Samy Langeraert | Le chant du merle humain
« Le moulin ensorcelle », Franz Marc (1913) (Détail) © CC0/Art Institute Chicago

L’une des originalités du livre est l’invention de ce personnage mixte qui lui donne son titre, et paraît tout droit sorti d’une fable. La figure du merle humain permet à l’auteur de puiser de façon originale dans une tradition poétique ancienne, qui allie le chant des oiseaux à la poésie, à la virtuosité vocale. Samy Langeraert fabrique son récit à l’aune de cette analogie. La langue tend elle-même vers une forme d’hybridité : elle cherche à rejoindre la liberté des vocalises d’un chant, mais elle s’agence en même temps de la façon la plus intelligible qui soit, comme un discours philosophique. Samy Langeraert tire de ce mélange des tons une inventivité langagière particulière : la forme de son texte est un discours improvisé et immédiat qui semble aller comme à hue et à dia. Mais, dans le même temps, tout le propos du livre se déroule comme une méditation qui cherche son « ordre ». 

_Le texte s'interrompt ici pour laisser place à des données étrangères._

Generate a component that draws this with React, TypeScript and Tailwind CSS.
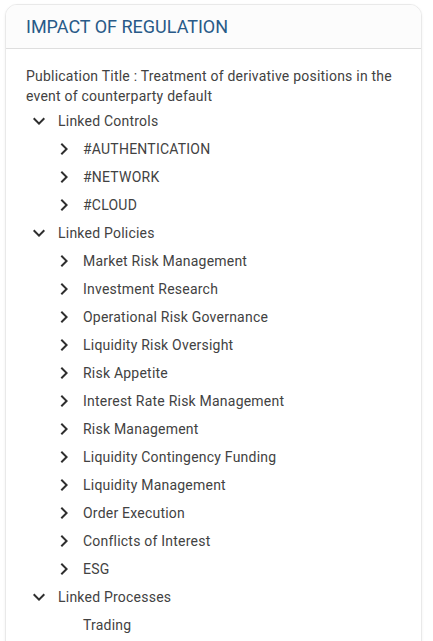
import React from "react";

type Node = { label: string; children?: Node[] };

const tree: Node[] = [
  {
    label: "Linked Controls",
    children: ["#AUTHENTICATION", "#NETWORK", "#CLOUD"].map((label) => ({ label, children: [] })),
  },
  {
    label: "Linked Policies",
    children: [
      "Market Risk Management",
      "Investment Research",
      "Operational Risk Governance",
      "Liquidity Risk Oversight",
      "Risk Appetite",
      "Interest Rate Risk Management",
      "Risk Management",
      "Liquidity Contingency Funding",
      "Liquidity Management",
      "Order Execution",
      "Conflicts of Interest",
      "ESG",
    ].map((label) => ({ label, children: [] })),
  },
  {
    label: "Linked Processes",
    children: [{ label: "Trading" }],
  },
];

function Chevron({ open }: { open: boolean }) {
  return (
    <svg viewBox="0 0 24 24" className="h-6 w-6 fill-[#2f2f2f]" aria-hidden="true">
      {open ? (
        <path d="M16.59 8.59L12 13.17 7.41 8.59 6 10l6 6 6-6z" />
      ) : (
        <path d="M8.59 16.59L13.17 12 8.59 7.41 10 6l6 6-6 6z" />
      )}
    </svg>
  );
}

function TreeRow({ node, depth }: { node: Node; depth: number }) {
  const hasToggle = node.children !== undefined;
  const open = !!node.children && node.children.length > 0;
  return (
    <li>
      <div className={`flex h-7 items-center gap-[7px] ${depth === 0 ? "pl-[1px]" : "pl-[26px]"}`}>
        <span className="flex h-6 w-6 shrink-0 items-center justify-center">
          {hasToggle && <Chevron open={open} />}
        </span>
        <span className="whitespace-nowrap">{node.label}</span>
      </div>
      {open && (
        <ul>
          {node.children!.map((c) => (
            <TreeRow key={c.label} node={c} depth={depth + 1} />
          ))}
        </ul>
      )}
    </li>
  );
}

export default function App() {
  return (
    <div className="min-h-screen bg-white pl-[5px] pr-[11px] pt-1 font-['Roboto','Liberation_Sans',sans-serif]">
      <div className="overflow-hidden rounded-t-xl border border-[#e9e9e9] bg-white shadow-[0_1px_3px_rgba(0,0,0,0.06)]">
        <div className="flex h-[44px] items-center border-b border-[#dedede] bg-[#fcfcfc] pl-5">
          <h2 className="text-[18px] font-normal text-[#285a88]">IMPACT OF REGULATION</h2>
        </div>
        <div className="pb-6 pl-5 pr-4 pt-[17px] text-[14px] leading-5 tracking-[0.22px] text-[#424242]">
          <p>Publication Title : Treatment of derivative positions in the event of counterparty default</p>
          <ul className="mt-[1px]">
            {tree.map((n) => (
              <TreeRow key={n.label} node={n} depth={0} />
            ))}
          </ul>
        </div>
      </div>
    </div>
  );
}
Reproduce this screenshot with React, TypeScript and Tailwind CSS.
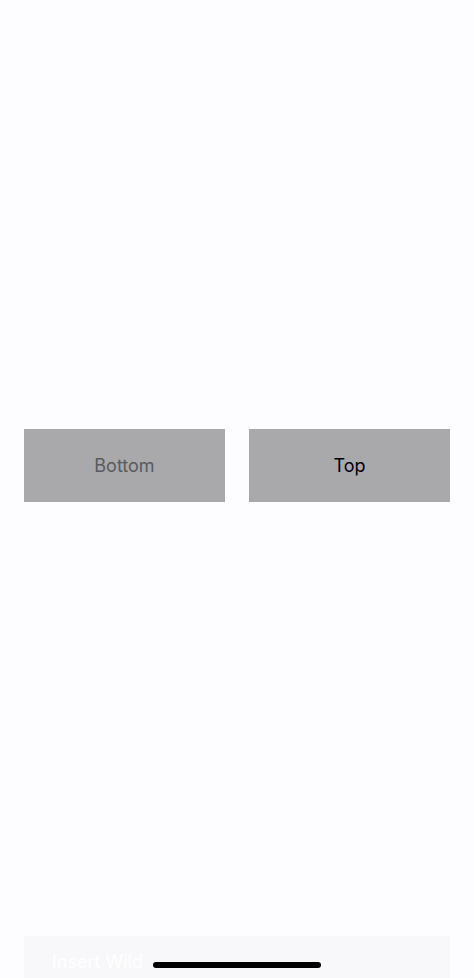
import React from "react";

export default function App() {
  return (
    <div className="relative flex h-[978px] w-[474px] flex-col overflow-hidden bg-[#fdfcfe]" style={{ fontFamily: "Inter, 'Noto Sans', sans-serif" }}>
      <div className="h-[429px]" />
      <div className="flex gap-[24px] px-[24px]">
        <button className="flex h-[73px] w-[201px] items-center justify-center bg-[#a9a8aa] text-[18px] text-[#5b5a5c]">Bottom</button>
        <button className="flex h-[73px] w-[201px] items-center justify-center bg-[#a9a8aa] text-[18px] text-black">Top</button>
      </div>
      <div className="flex-1" />
      <div className="mx-[24px] flex h-[42px] items-start bg-[#f8f7f9] px-[28px] pt-[12px]">
        <span className="text-[18px] text-white">Insert Wild</span>
      </div>
      <div className="absolute bottom-[10px] left-[153px] h-[6px] w-[168px] rounded-full bg-black" />
    </div>
  );
}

La force du récit se tient là : à la jonction du regard porté sur les choses non sues ou trop connues et d’une langue qui cherche à les voir. La rencontre amoureuse décrite dans le livre se fait « sans mots ». L’auteur capte l’infinitésimal, des gestes qu’on ne retiendrait pas, parce qu’ils sont fugaces ou imperceptibles, mais décisifs. « Avant même l’arrivée sur le trottoir, encore sur la chaussée avec le véhicule derrière au ralenti, sans mot, elle ne m’a pas laissé ranger mon bras, mais elle l’a attrapé disons au-dessous du niveau du coude et c’est alors que nous avons grimpé sur le trottoir ensemble. Ainsi en traversant la rue nous sommes passés d’un trottoir à un autre, mais pas seulement. En ce qui me concerne les fins et les débuts se font sans mots. Les choses les plus cruciales se font sans mots. Mais comme les choses les moins cruciales sont aussi importantes, tous les propos sont justifiés, c’est pourquoi ils s’élèvent et viennent se répartir ici dans les règles de l’art. »

Comme le ferait un philosophe qui traiterait avec méthode de l’être, du langage ou de la connaissance, le narrateur du livre pose des actes à sa pensée, mais surtout se joue du sérieux du langage philosophique. Le propos est démonstratif, même sur un sujet comme l’amour, parce que le narrateur produit ses propres vérités, et parce qu’il tient à les rendre poétiques. La recherche poétique est une recherche philosophique en soi. L’écoute, une éthique personnelle, et le chant, un souffle heureux, une façon d’entrer en écho avec le monde, et de s’y trouver bien.